Flight Canceled and Sunday Afternoon Therapy

Sometimes you just can’t fly because the chance of icing is too great….
Written by
Richard Brown
Published on
21 Apr 2024

I Can't Fly in Ice

Clouds and below freezing temperatures just don’t go well together in a small plane. They say that “ice is where you find it” which isn’t exactly helpful. For ice to develop you must be flying through visible moisture like rain or cloud droplets and the temperature must be 0°C or colder. The greatest threat tends to be between 0°-10°C because there is a greater possibility of Liquid Water Content (LWC) in the clouds. Once you get past -20°C there is very little LWC as the cloud is almost made up entirely of ice crystals which just bounce off the airframe instead of sticking to the airframe.

But, again, “ice is where you find it” so even with those conditions it might not form. Still, the goal is to avoid those conditions as much as possible. I have flown into those conditions a couple of times, but in both instances, it was going to be descending through broken layers, in and out of the clouds, into warmer air with plenty of altitude between the freezing layer and the ground. Both times I did pick up a trace amount of ice, which would sublimate in the clear air and then once in temps above 0°C it never reformed.

My youngest son was going to perform in a collegiate honor band in Las Vegas, just a short two-ish hour flight from my home base of KFUL. It was also at the Las Vegas Academy of the Arts, just a short Uber ride from the North Las Vegas airport. I could make the quick flight up, scoot over to the school, watch his concert, and fly back home.

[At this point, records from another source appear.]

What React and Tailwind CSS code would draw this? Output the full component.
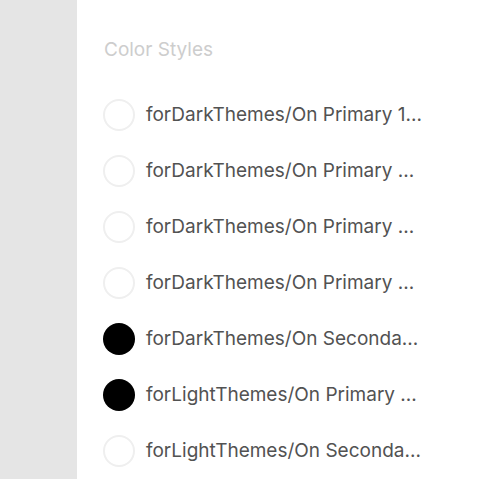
const styles = [
  { name: 'forDarkThemes/On Primary 1...', dark: false },
  { name: 'forDarkThemes/On Primary ...', dark: false },
  { name: 'forDarkThemes/On Primary ...', dark: false },
  { name: 'forDarkThemes/On Primary ...', dark: false },
  { name: 'forDarkThemes/On Seconda...', dark: true },
  { name: 'forLightThemes/On Primary ...', dark: true },
  { name: 'forLightThemes/On Seconda...', dark: false },
];

export default function App() {
  return (
    <div className="flex h-[479px] w-full overflow-hidden bg-white font-['Inter',sans-serif]">
      {/* Sidebar */}
      <div className="w-[77px] shrink-0 bg-[#e5e5e5]" />

      {/* Panel */}
      <div className="flex-1 pl-[26px] pt-[38px]">
        <h2 className="pl-[1px] text-[19px] leading-[24px] text-[#cdcdcd]">Color Styles</h2>
        <ul className="mt-[37px] flex flex-col gap-[24px]">
          {styles.map((s, i) => (
            <li key={i} className="flex h-[32px] items-center gap-[11px]">
              <span
                className={`h-[32px] w-[32px] shrink-0 rounded-full ${
                  s.dark ? 'bg-black' : 'border-2 border-[#efefef] bg-white'
                }`}
              />
              <span className="whitespace-nowrap pt-[1px] text-[19px] text-[#525252]">{s.name}</span>
            </li>
          ))}
        </ul>
      </div>
    </div>
  );
}
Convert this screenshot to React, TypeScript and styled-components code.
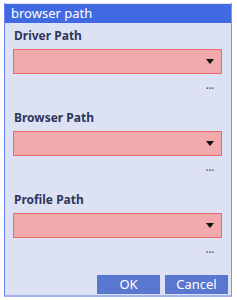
import styled, { createGlobalStyle } from 'styled-components';

const GlobalStyle = createGlobalStyle`
  html, body {
    margin: 0;
    padding: 0;
    background: #ffffff;
  }
  body {
    font-family: "Noto Sans", "Open Sans", sans-serif;
  }
`;

const fields = ['Driver Path', 'Browser Path', 'Profile Path'];

const ArrowIcon = () => (
  <svg width="8" height="5" viewBox="0 0 8 5">
    <path d="M0 0 H8 L4 5 Z" fill="#111" />
  </svg>
);

const App = () => {
  return (
    <>
      <GlobalStyle />
      <Page>
        <Dialog>
          <TitleBar>browser path</TitleBar>
          <Body>
            {fields.map((label) => (
              <Field key={label}>
                <Label>{label}</Label>
                <PathSelect>
                  <ArrowIcon />
                </PathSelect>
                <MoreRow>
                  <More>...</More>
                </MoreRow>
              </Field>
            ))}
            <ButtonRow>
              <Button>OK</Button>
              <Button>Cancel</Button>
            </ButtonRow>
          </Body>
        </Dialog>
      </Page>
    </>
  );
};

export default App;

const Page = styled.div`
  width: 237px;
  height: 300px;
  padding: 3px 0 0 4px;
  box-sizing: border-box;
`;

const Dialog = styled.div`
  width: 228px;
  height: 294px;
  box-sizing: border-box;
  display: flex;
  flex-direction: column;
  background: #dde1f4;
  border-left: 1px solid #6b86f2;
  border-right: 1px solid #7d95f0;
  border-bottom: 2px solid #a3b2ea;
`;

const TitleBar = styled.div`
  height: 19px;
  margin-top: 1px;
  background: #4169e1;
  color: #ffffff;
  font-size: 13px;
  line-height: 19px;
  padding-left: 6px;
`;

const Body = styled.div`
  flex: 1;
  display: flex;
  flex-direction: column;
  padding: 5px 3px 0 8px;
`;

const Field = styled.div`
  display: flex;
  flex-direction: column;
  margin-right: 6px;
`;

const Label = styled.div`
  font-size: 12px;
  line-height: 16px;
  font-weight: 700;
  color: #2e3759;
  padding-left: 1px;
`;

const PathSelect = styled.div`
  margin-top: 5px;
  height: 25px;
  box-sizing: border-box;
  background: #f2a9ab;
  border: 1px solid #e86a6d;
  display: flex;
  align-items: center;
  justify-content: flex-end;
  padding-right: 7px;
`;

const MoreRow = styled.div`
  display: flex;
  justify-content: flex-end;
  height: 36px;
  padding-right: 8px;
`;

const More = styled.span`
  font-family: "DejaVu Sans", sans-serif;
  font-size: 8px;
  font-weight: 700;
  line-height: 10px;
  margin-top: 8px;
  color: #5d6478;
  letter-spacing: -0.3px;
`;

const ButtonRow = styled.div`
  display: flex;
  justify-content: flex-end;
  gap: 5px;
  margin-top: 1px;
`;

const Button = styled.div`
  width: 63px;
  height: 19px;
  background: #5a77cf;
  color: #ffffff;
  font-size: 13px;
  line-height: 19px;
  text-align: center;
`;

It was a trip designed for the Mooney, that is until the weather forecast decided not to cooperate.

Initially the forecast looked like I would need to file and fly IFR (Instrument Flight Rules) to get out of the LA Basin and back in. That is no big deal, and actually can be fun as you break out of the clouds and surf along the top of them, but then further analysis of the weather enroute was not what I wanted to see.

Most of the time once you get over the high desert north of the San Bernardino mountains the clouds lift and you are VFR, but not on this flight. The freezing level would be at 6-7,000’ and my cruising altitude on an IFR plan would be 11,000’ in solid clouds the whole flight at about -6°C. I would go into the clouds at about 5,000’ and stay in them at a prime temperature for icing for the next hour or so, that is a definite “No Go.”

I broke the news to my son and told him we would watch the live stream on YouTube. They sounded great, and I know would have sounded much better in person, but I was safe on my couch instead of likely declaring an emergency in air and ending up as a hole in the ground.

Sunday Afternoon Therapy

One week later I still hadn’t flown, and I was itching to get back in the sky. Sunday afternoon had clear skies and a little wind, but I headed to the airport anyway for some “therapy.” I took off and departed to the east, making the short climb to 2,800’. Once east of John Wayne’s 2,000’ shelf I turned south along the 241 Toll Road looking for any poppies in the hills. Despite all the rain the golden glow of the poppy fields was nowhere to be found and once reaching Irvine Lake I turned around and retraced my flight path on the way back.

The late afternoon sun was shining down through a high layer of cirrus clouds and shining off the ocean to the west, the shape of Irvine Lake outlined by the surrounding hills in the foreground. The hills of Santiago and Pleasants Peak were still green, not having succumbed to the warmer weather and there was a lot of water behind Prado Dam, the Santa Ana River cutting a ribbon of blue from the base of the dam into the canyon.

It was only a 21-minute flight, but it was wonderful.